The effects can be cheesy at times, (and since it's TV, I can forgive it) and there are a lot of last-minute scrapes they get out of that make me go like, "woah, wait a minute, shouldn't you have died?" But I love it all the more for it. Some people also criticize it for its pseudoscientific explanations for everything, but as to that, I agree with Steve Moffatt, the current showrunner, that tales of the Doctor are more of a "dark fairy tale". The Doctor really is more of a mythic figure than anything else. I mean, come on, anything with time travel is basing the science on dubious conjecture at best.

I started off with the new series, as that's what's hot right now. It got off to a shaky start, but a few episodes in, I was reeled in far too deep to escape the captivating, imaginative stories and complex characters that made up this new series. Even with all the work I had to do I'd go on Doctor Who binges, watching several episodes several days in a row, and when I went a day without watching it I wanted so badly to watch it the next day, filling the times in between with thoughtful speculation about the characters and the "who"-niverse. I have not gotten like this about a TV show since... um....

...I don't usually get like this about TV shows. I tend to watch comedies, and they aren't exactly the cliffhanger-y, adventure-type stories.

So, why? I am an adult woman, and this is a "family" show.

I guess it's a family show because the most sex it has in it is thinly veiled innuendo, and the characters don't do more than hold hands or kiss (on-screen, anyway, tee-hee). There is a shit-ton of violence and death, though--which is a whole other thing that's a series of posts worth. But very little blood. In the US, it's hard to say if we would have called this a "family" show. Evangelicals sure wouldn't (violence and blasphemy!).

For starters, I am naturally drawn to stories that are mainly set in the "real world," but have incredible things happen, or incredible things lurking just behind that door. Harry Potter, magic realism and other "low fantasy" stories,  dystopias and other soft science fiction (the future as present, I like to call it), even Sailor Moon and other superhero/magical girl stories kinda fit this description. Doctor Who also includes genre-bending and mind-bending stories. I love those things in my fiction, too. So, really, this is the kind of sci-fi TV I dig, a kind of combination of The X-Files (I enjoyed what little I have seen of that show), Monk, and James Bond with its constant changing of the lead actor (and leading ladies).

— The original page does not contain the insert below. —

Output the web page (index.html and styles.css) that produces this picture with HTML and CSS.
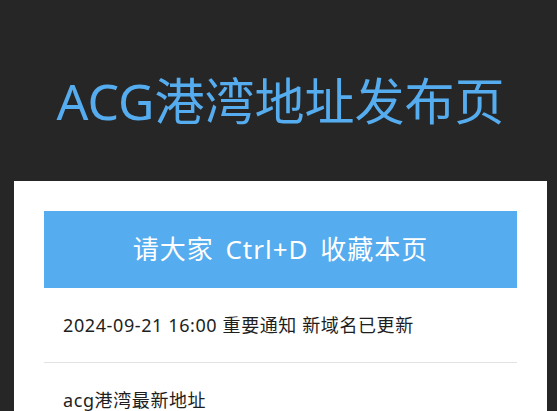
FILE: index.html
```html
<!DOCTYPE html>
<html lang="zh-CN">
<head>
<meta charset="utf-8">
<title>ACG港湾地址发布页</title>
<link rel="stylesheet" href="styles.css">
</head>
<body>
<div class="page">
  <header class="hero">
    <h1 class="hero-title">ACG港湾地址发布页</h1>
  </header>
  <main class="panel">
    <div class="notice">请大家 Ctrl+D 收藏本页</div>
    <ul class="list">
      <li class="list-item">2024-09-21 16:00 重要通知 新域名已更新</li>
      <li class="list-item">acg港湾最新地址</li>
    </ul>
  </main>
</div>
</body>
</html>
```
FILE: styles.css
```css
html, body {
  margin: 0;
  padding: 0;
  background: #262626;
}
body {
  font-family: "Noto Sans", "Noto Sans CJK SC", sans-serif;
  color: #1e1e1e;
}
.page {
  margin: 0 10px 0 14px;
}
.hero {
  padding: 71px 0 50px;
}
.hero-title {
  margin: 0;
  font-size: 50px;
  line-height: 60px;
  font-weight: 400;
  color: #55acee;
  text-align: center;
}
.panel {
  background: #fff;
  padding: 30px 30px 40px;
}
.notice {
  background: #55acee;
  color: #fff;
  text-align: center;
  font-size: 26px;
  letter-spacing: 1px;
  word-spacing: 4px;
  height: 77px;
  line-height: 77px;
}
.list {
  list-style: none;
  margin: 0;
  padding: 0;
}
.list-item {
  font-size: 18px;
  letter-spacing: 0.6px;
  line-height: 26px;
  padding: 24px 19px;
  border-bottom: 1px solid #e2e2e2;
}
```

These stories tend to be imaginative and compelling. Some of my favorites include "The Empty Child," "The Girl in the Fireplace," "The Satan Pit," "Blink," "The Shakespeare Code," and "Fear Her," not just for the often genre-bending and excellent tension-building, but also the creative storylines and thematic depth that these stories have. It's not always the simple "good vs. evil" storyline, even though the antagonists are most often enemies who must be defeated somehow.

And that brings me to the other thing I love about Doctor Who: the characters. Without interesting characters, your stories are the equivalent of a pop-up book (and a cheap one, at that). And boy, is the Doctor interesting. He's a good guy, but even the good can be conflicted and complicated. Sometimes he has to choose between one person dying and another. Sometimes he chooses to kill when he could otherwise spare their lives. Often he puts his companions in danger--though to be fair, they generally know what they're signing up for. He's an enigmatic, tragic figure, having lost most of his own kind and always losing people he comes to care about. He's emblematic of how a long lifespan is not always so lovely.

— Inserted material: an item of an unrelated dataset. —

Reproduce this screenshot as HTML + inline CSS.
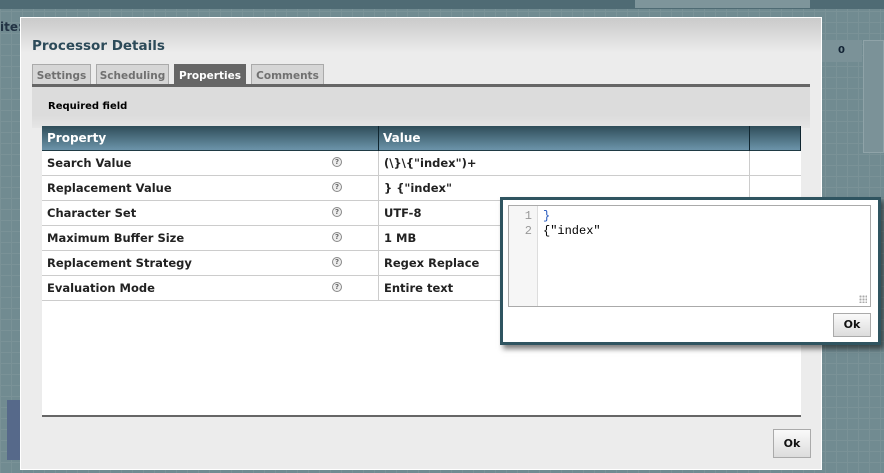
<!DOCTYPE html>
<html><head><style>
*{margin:0;padding:0;box-sizing:border-box}
body{width:884px;height:473px;overflow:hidden;position:relative;font-family:"DejaVu Sans","Liberation Sans",sans-serif;
background-color:#718b91;
background-image:linear-gradient(#7a9297 1px,transparent 1px),linear-gradient(90deg,#7a9297 1px,transparent 1px);background-size:11px 11px}
.a{position:absolute}
.dlg{left:20px;top:17px;width:802px;height:453px;background:linear-gradient(#cacaca 0,#ececec 35px,#ececec 100%);border:1px solid #fff}
.title{left:11px;top:20px;font-size:13.5px;font-weight:bold;color:#2c4a59}
.tab{top:46px;height:21px;font-size:10.5px;font-weight:bold;color:#707070;background:#d6d6d6;border:1px solid #aaa;border-bottom:none;padding:5px 0 0;text-align:center}
.tab.on{background:#666;color:#fff;border-color:#666}
.row{position:absolute;left:0;width:759px;height:25px;border-bottom:1px solid #ccc;font-size:11.5px;font-weight:bold;color:#222}
.row span{position:absolute;top:5px}
.row .p{left:5px}.row .v{left:342px}
.q{position:absolute;left:290px;top:6px!important;width:10px;height:10px;border-radius:50%;border:1px solid #888;font-size:7px;line-height:8px;text-align:center;color:#666;background:#eee}
.btn{background:linear-gradient(#fafafa,#dcdcdc);border:1px solid #aaa;font-size:11px;font-weight:bold;text-align:center;color:#111}
</style></head><body>
<div class="a" style="left:0;top:0;width:884px;height:9px;background:#4f6b74"></div>
<div class="a" style="left:635px;top:0;width:175px;height:8px;background:#7e959b"></div>
<div class="a" style="left:822px;top:40px;width:40px;height:22px;background:#7b9298"></div>
<div class="a" style="left:838px;top:45px;font-size:10px;font-weight:bold;color:#123">0</div>
<div class="a" style="left:863px;top:40px;width:21px;height:113px;background:#7b9298;border:1px solid #8fa3a8"></div>
<div class="a" style="left:0;top:20px;font-size:12px;font-weight:bold;color:#234">ite:</div>
<div class="a" style="left:7px;top:400px;width:13px;height:60px;background:#56698a"></div>
<div class="a dlg">
 <div class="a title">Processor Details</div>
 <div class="a tab" style="left:11px;width:59px">Settings</div>
 <div class="a tab" style="left:75px;width:73px">Scheduling</div>
 <div class="a tab on" style="left:153px;width:72px">Properties</div>
 <div class="a tab" style="left:230px;width:73px">Comments</div>
 <div class="a" style="left:11px;top:66px;width:778px;height:3px;background:#666"></div>
 <div class="a" style="left:11px;top:69px;width:778px;height:41px;background:linear-gradient(#dcdcdc,#dcdcdc 70%,#e6e6e6)"></div>
 <div class="a" style="left:27px;top:83px;font-size:10px;font-weight:bold;color:#000">Required field</div>
 <div class="a" style="left:21px;top:108px;width:759px;height:291px;background:#fff;border-bottom:2px solid #666">
  <div class="a" style="left:0;top:0;width:759px;height:25px;background:linear-gradient(#2f4d59,#6c94aa);border-bottom:1px solid #1f3a44"></div>
  <div class="a" style="left:336px;top:0;width:1px;height:25px;background:#102630"></div>
  <div class="a" style="left:707px;top:0;width:1px;height:25px;background:#102630"></div>
  <div class="a" style="left:758px;top:0;width:1px;height:25px;background:#102630"></div>
  <div class="a" style="left:5px;top:5px;font-size:12px;font-weight:bold;color:#fff">Property</div>
  <div class="a" style="left:341px;top:5px;font-size:12px;font-weight:bold;color:#fff">Value</div>
  <div class="a" style="left:336px;top:25px;width:1px;height:150px;background:#ccc"></div>
  <div class="a" style="left:707px;top:25px;width:1px;height:150px;background:#ccc"></div>
  <div class="row" style="top:25px"><span class="p">Search Value</span><span class="q">?</span><span class="v">(\}\{"index")+</span></div>
  <div class="row" style="top:50px"><span class="p">Replacement Value</span><span class="q">?</span><span class="v">} {"index"</span></div>
  <div class="row" style="top:75px"><span class="p">Character Set</span><span class="q">?</span><span class="v">UTF-8</span></div>
  <div class="row" style="top:100px"><span class="p">Maximum Buffer Size</span><span class="q">?</span><span class="v">1 MB</span></div>
  <div class="row" style="top:125px"><span class="p">Replacement Strategy</span><span class="q">?</span><span class="v">Regex Replace</span></div>
  <div class="row" style="top:150px"><span class="p">Evaluation Mode</span><span class="q">?</span><span class="v">Entire text</span></div>
 </div>
 <div class="a btn" style="left:752px;top:411px;width:38px;height:29px;line-height:27px">Ok</div>
</div>
<div class="a" style="left:500px;top:197px;width:381px;height:148px;background:#fff;border:3px solid #2f5460;box-shadow:3px 4px 5px rgba(0,0,0,.5)">
 <div class="a" style="left:5px;top:5px;width:363px;height:102px;border:1px solid #aaa;background:#fff">
  <div class="a" style="left:0;top:0;width:29px;height:100px;background:#f6f6f6;border-right:1px solid #ddd;font-family:'Liberation Mono',monospace;font-size:12px;color:#999;text-align:right;padding-right:5px;line-height:15px;padding-top:3px">1<br>2</div>
  <div class="a" style="left:34px;top:3px;font-family:'Liberation Mono',monospace;font-size:12px;line-height:15px;color:#000"><span style="color:#2255bb">}</span><br>{"index"</div>
  <div class="a" style="right:3px;bottom:3px;width:8px;height:8px;background:radial-gradient(circle,#aaa 1px,transparent 1.2px) 0 0/3px 3px"></div>
 </div>
 <div class="a btn" style="left:330px;top:113px;width:38px;height:24px;line-height:22px">Ok</div>
</div>
</body></html>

The companions are great, too. Each is awesome in his/her (usually her) own way.  I got almost as attached to Rose as the Doctor did, Martha was pretty cool, too (though the unrequited love thing was not really necessary), and I love Donna and her no-nonsense attitude with the Doctor. Each companion has grown and changed in his/her own way, and so has their relationship with the Doctor. Through most of the stories in Doctor Who are usually self-contained, there does seem to be underlying character and relationship arcs that develop as the season progresses--this makes Doctor Who so much more than about aliens and time travel, but also about how these companions--and the Doctor--change as a result of these adventures.

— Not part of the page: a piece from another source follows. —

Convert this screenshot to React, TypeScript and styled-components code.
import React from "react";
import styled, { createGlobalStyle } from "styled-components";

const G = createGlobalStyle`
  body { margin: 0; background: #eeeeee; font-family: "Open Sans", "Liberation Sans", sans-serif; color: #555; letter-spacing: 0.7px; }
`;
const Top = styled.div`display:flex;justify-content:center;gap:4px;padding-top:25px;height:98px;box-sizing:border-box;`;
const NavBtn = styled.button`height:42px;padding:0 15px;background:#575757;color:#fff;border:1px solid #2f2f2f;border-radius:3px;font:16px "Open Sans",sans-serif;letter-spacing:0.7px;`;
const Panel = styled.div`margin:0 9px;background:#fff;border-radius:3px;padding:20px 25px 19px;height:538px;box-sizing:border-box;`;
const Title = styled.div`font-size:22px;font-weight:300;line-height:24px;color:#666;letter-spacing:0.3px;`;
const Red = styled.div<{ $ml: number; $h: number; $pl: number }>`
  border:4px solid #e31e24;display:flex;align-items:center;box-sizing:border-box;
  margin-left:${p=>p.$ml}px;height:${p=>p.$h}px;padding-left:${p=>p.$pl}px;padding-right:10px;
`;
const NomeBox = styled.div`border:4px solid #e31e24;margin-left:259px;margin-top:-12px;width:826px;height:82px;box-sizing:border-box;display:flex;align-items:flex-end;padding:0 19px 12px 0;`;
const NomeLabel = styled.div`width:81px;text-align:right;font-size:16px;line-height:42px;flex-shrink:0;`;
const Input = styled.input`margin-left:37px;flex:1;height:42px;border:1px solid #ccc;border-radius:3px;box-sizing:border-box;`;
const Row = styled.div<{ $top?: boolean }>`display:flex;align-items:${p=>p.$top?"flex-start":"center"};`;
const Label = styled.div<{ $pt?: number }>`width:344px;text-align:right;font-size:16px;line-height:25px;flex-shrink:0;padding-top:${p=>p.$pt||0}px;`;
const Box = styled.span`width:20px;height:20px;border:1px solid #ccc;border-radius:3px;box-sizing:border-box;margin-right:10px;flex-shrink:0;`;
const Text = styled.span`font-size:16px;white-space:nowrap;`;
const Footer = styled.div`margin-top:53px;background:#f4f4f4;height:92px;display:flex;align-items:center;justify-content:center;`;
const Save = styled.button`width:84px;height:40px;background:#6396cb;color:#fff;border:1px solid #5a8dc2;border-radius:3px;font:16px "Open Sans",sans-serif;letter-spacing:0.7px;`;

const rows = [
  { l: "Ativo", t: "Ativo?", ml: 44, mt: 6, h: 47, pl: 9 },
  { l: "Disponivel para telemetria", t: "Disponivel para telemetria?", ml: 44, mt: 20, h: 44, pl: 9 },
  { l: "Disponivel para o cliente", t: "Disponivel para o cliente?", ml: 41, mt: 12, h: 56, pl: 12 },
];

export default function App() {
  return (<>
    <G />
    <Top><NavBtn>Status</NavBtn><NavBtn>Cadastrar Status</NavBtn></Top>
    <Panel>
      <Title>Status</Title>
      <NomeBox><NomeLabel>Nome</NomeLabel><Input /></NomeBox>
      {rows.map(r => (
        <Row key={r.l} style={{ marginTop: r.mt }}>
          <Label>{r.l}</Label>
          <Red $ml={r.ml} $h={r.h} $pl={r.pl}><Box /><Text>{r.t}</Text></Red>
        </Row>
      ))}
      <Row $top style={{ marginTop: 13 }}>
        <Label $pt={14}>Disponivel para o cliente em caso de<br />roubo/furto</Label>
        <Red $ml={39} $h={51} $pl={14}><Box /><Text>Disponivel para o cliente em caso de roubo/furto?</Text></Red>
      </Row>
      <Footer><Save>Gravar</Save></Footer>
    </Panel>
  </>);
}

 It's kind of odd that most of his companions are female--though I guess no matter which gender his companions tended to be there would still be some patriarchal connotation, because apparently traveling with the Doctor can give you a big leg up if you look in the right places. Female companions do give the show a gender balance, as there are usually only two main characters. But where are the companions of color, besides Martha, Doctor? I know you only tend to pick them up in Britain, which doesn't have a whole lot, but there's plenty of them in London!

Even though I have only watched four whole seasons of Doctor Who (out of what, 35? 36? 40?), I already have enough thoughts on it to start my own fan blog. (I could write a post about each companion, deconstruct the Doctor's character over the ages, and go more in detail about my favorite episodes, for example). This is how much I love this show, after watching so little of it. Doctor Who has its flaws, for sure, in the form of storytelling shortcuts,  the limitations of television as a storytelling medium, and residual patriarchal and imperialist occurrences. All the same, it's still just fun.

I can't get enough of this show, and will continue to follow his adventures into 2013 and beyond.